VW awaits the judge’s next decision
SAN FRANCISCO - A federal judge in San Francisco is facing a Tuesday deadline to decide whether to approve the largest auto-scandal settlement in U.S. history, giving most affected Volkswagen (VLKAY) owners the option for a vehicle buyback after the company acknowledged cheating on emissions testing and putting dirty cars on the road.
U.S. District Judge Charles Breyer said at a hearing last week that he was strongly inclined to give the nearly $15 billion deal final approval but wanted time to consider owners’ objections and decide whether he should recommend any changes.
Breyer gave preliminary approval in July. It calls for the German automaker to spend up to $10 billion to buy back or repair about 475,000 Volkswagens and Audi vehicles with 2-liter diesel engines and pay their owners an additional $5,100 to $10,000 each.
The settlement also includes $2.7 billion for unspecified environmental mitigation and an additional $2 billion to promote zero-emissions vehicles.
The scandal has damaged Volkswagen’s reputation and hurt its sales. The company is still facing potentially billions more in fines and penalties and possible criminal charges.
Attorneys who negotiated the settlement said it included substantial payments to car owners and had resounding support.

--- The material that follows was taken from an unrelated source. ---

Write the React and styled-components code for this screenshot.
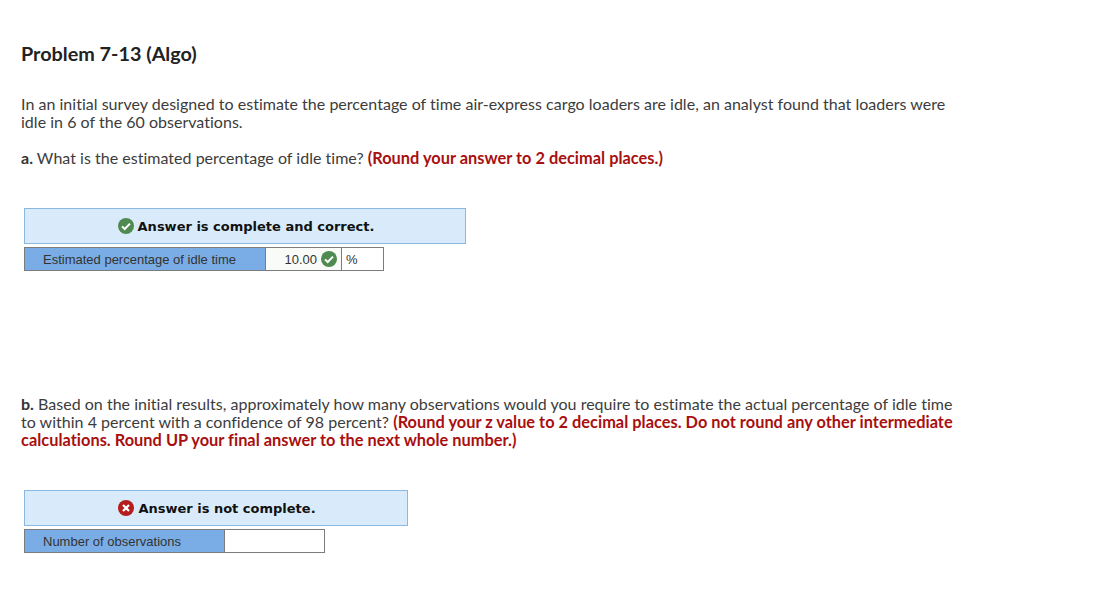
import React from "react";
import styled, { createGlobalStyle } from "styled-components";

const GlobalStyle = createGlobalStyle`
  body {
    margin: 0;
    background: #fff;
  }
`;

const Page = styled.div`
  width: 1093px;
  height: 610px;
  box-sizing: border-box;
  padding: 42px 0 0 21px;
  overflow: hidden;
  font-family: Lato, "Open Sans", sans-serif;
  color: #333;
`;
const Title = styled.h2`
  margin: 0 0 30px;
  font-size: 19.8px;
  line-height: 23px;
  font-weight: 700;
  color: #222;
`;
const Text = styled.p`
  margin: 0 0 18px;
  width: 935px;
  font-size: 16px;
  line-height: 18px;
  letter-spacing: 0.02px;
  color: #3c3c3c;
`;
const Part = styled.b`
  color: #333;
`;
const Hint = styled.b`
  font-size: 16.35px;
  color: #a80f0f;
`;
const Answer = styled.div`
  margin: ${(p) => p.$top}px 0 ${(p) => p.$bottom}px 3px;
  width: ${(p) => p.$width}px;
`;
const Banner = styled.div`
  box-sizing: border-box;
  height: 36px;
  padding-left: 2px;
  display: flex;
  align-items: center;
  justify-content: center;
  gap: 4px;
  border: 1px solid #8ab8df;
  background: #d9ebfa;
  font-family: "DejaVu Sans", Verdana, sans-serif;
  font-size: 13px;
  font-weight: 700;
  color: #111;
`;
const Row = styled.div`
  box-sizing: border-box;
  display: flex;
  align-items: stretch;
  width: ${(p) => p.$width}px;
  height: 24px;
  margin: 3px 0 0 0;
  border: 1px solid #7c7c7c;
  font-family: "Liberation Sans", Arial, sans-serif;
  font-size: 13px;
  color: #333;
`;
const Label = styled.div`
  width: ${(p) => p.$width}px;
  box-sizing: border-box;
  padding-left: 18px;
  display: flex;
  align-items: center;
  background: #7aade5;
  border-right: 1px solid #7c7c7c;
`;
const Value = styled.div`
  box-sizing: border-box;
  width: 76px;
  padding-right: 4px;
  display: flex;
  align-items: center;
  justify-content: flex-end;
  gap: 4px;
  background: #f8fbf8;
  border-right: 1px solid #7c7c7c;
`;
const Unit = styled.div`
  flex: 1;
  padding-left: 4px;
  display: flex;
  align-items: center;
`;
const Blank = styled.div`
  flex: 1;
  background: #fff;
`;

const CheckIcon = ({ size = 16 }) => (
  <svg width={size} height={size} viewBox="0 0 16 16">
    <circle cx="8" cy="8" r="8" fill="#4f8a50" />
    <path d="M4 8.4l2.7 2.6L12 5.6" fill="none" stroke="#fff" strokeWidth="2" />
  </svg>
);

const CrossIcon = () => (
  <svg width="16" height="16" viewBox="0 0 16 16">
    <circle cx="8" cy="8" r="8" fill="#b51c1c" />
    <path d="M5 5l6 6M11 5l-6 6" fill="none" stroke="#fff" strokeWidth="2.2" />
  </svg>
);

const App = () => {
  return (
    <Page>
      <GlobalStyle />
      <Title>Problem 7-13 (Algo)</Title>
      <Text>
        In an initial survey designed to estimate the percentage of time air-express cargo loaders are idle, an analyst
        found that loaders were idle in 6 of the 60 observations.
      </Text>
      <Text>
        <Part>a.</Part> What is the estimated percentage of idle time?{" "}
        <Hint>(Round your answer to 2 decimal places.)</Hint>
      </Text>
      <Answer $top={41} $bottom={124} $width={442}>
        <Banner>
          <CheckIcon />
          Answer is complete and correct.
        </Banner>
        <Row $width={360}>
          <Label $width={241}>Estimated percentage of idle time</Label>
          <Value>
            10.00
            <CheckIcon />
          </Value>
          <Unit>%</Unit>
        </Row>
      </Answer>
      <Text>
        <Part>b.</Part> Based on the initial results, approximately how many observations would you require to estimate
        the actual percentage of idle time to within 4 percent with a confidence of 98 percent?{" "}
        <Hint>
          (Round your z value to 2 decimal places. Do not round any other intermediate calculations. Round UP your final
          answer to the next whole number.)
        </Hint>
      </Text>
      <Answer $top={41} $bottom={0} $width={384}>
        <Banner>
          <CrossIcon />
          Answer is not complete.
        </Banner>
        <Row $width={301}>
          <Label $width={200}>Number of observations</Label>
          <Blank />
        </Row>
      </Answer>
    </Page>
  );
};

export default App;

More than 330,000 people have signed up for settlement benefits, with only about 3,200 opting out, Elizabeth Cabraser, lead attorney for the plaintiffs, told Breyer at a hearing last week.
Some owners objected, saying they should receive the full purchase price of their vehicles. Mark Dietrich, an Audi owner from San Francisco, told the judge last week that Volkswagen played owners for fools and the settlement didn’t go far enough to compensate them for the company’s fraud.
Volkswagen attorney Robert Giuffra encouraged Breyer to approve the deal, saying it was good for buyers and would help the company regain people’s trust.
VW said in April that it has set aside $18.2 billion to cover the cost of the global scandal, which erupted in September 2015 when the U.S. Environmental Protection Agency said Volkswagen had fitted many of its cars with software to fool emissions tests. Car owners and the U.S. Department of Justice sued.
The software recognized when the cars were being tested on a treadmill and turned on pollution controls. The controls were turned off when the cars returned to the road. The EPA alleged the scheme let the cars spew more than 40 times the allowable limit of nitrogen oxide, which can cause respiratory problems in humans.
VW sales have since faltered. In the first five months of 2015, before the scandal, it sold 144,006 cars in the U.S. In the first five months of this year, the total fell 13 percent, to 125,205.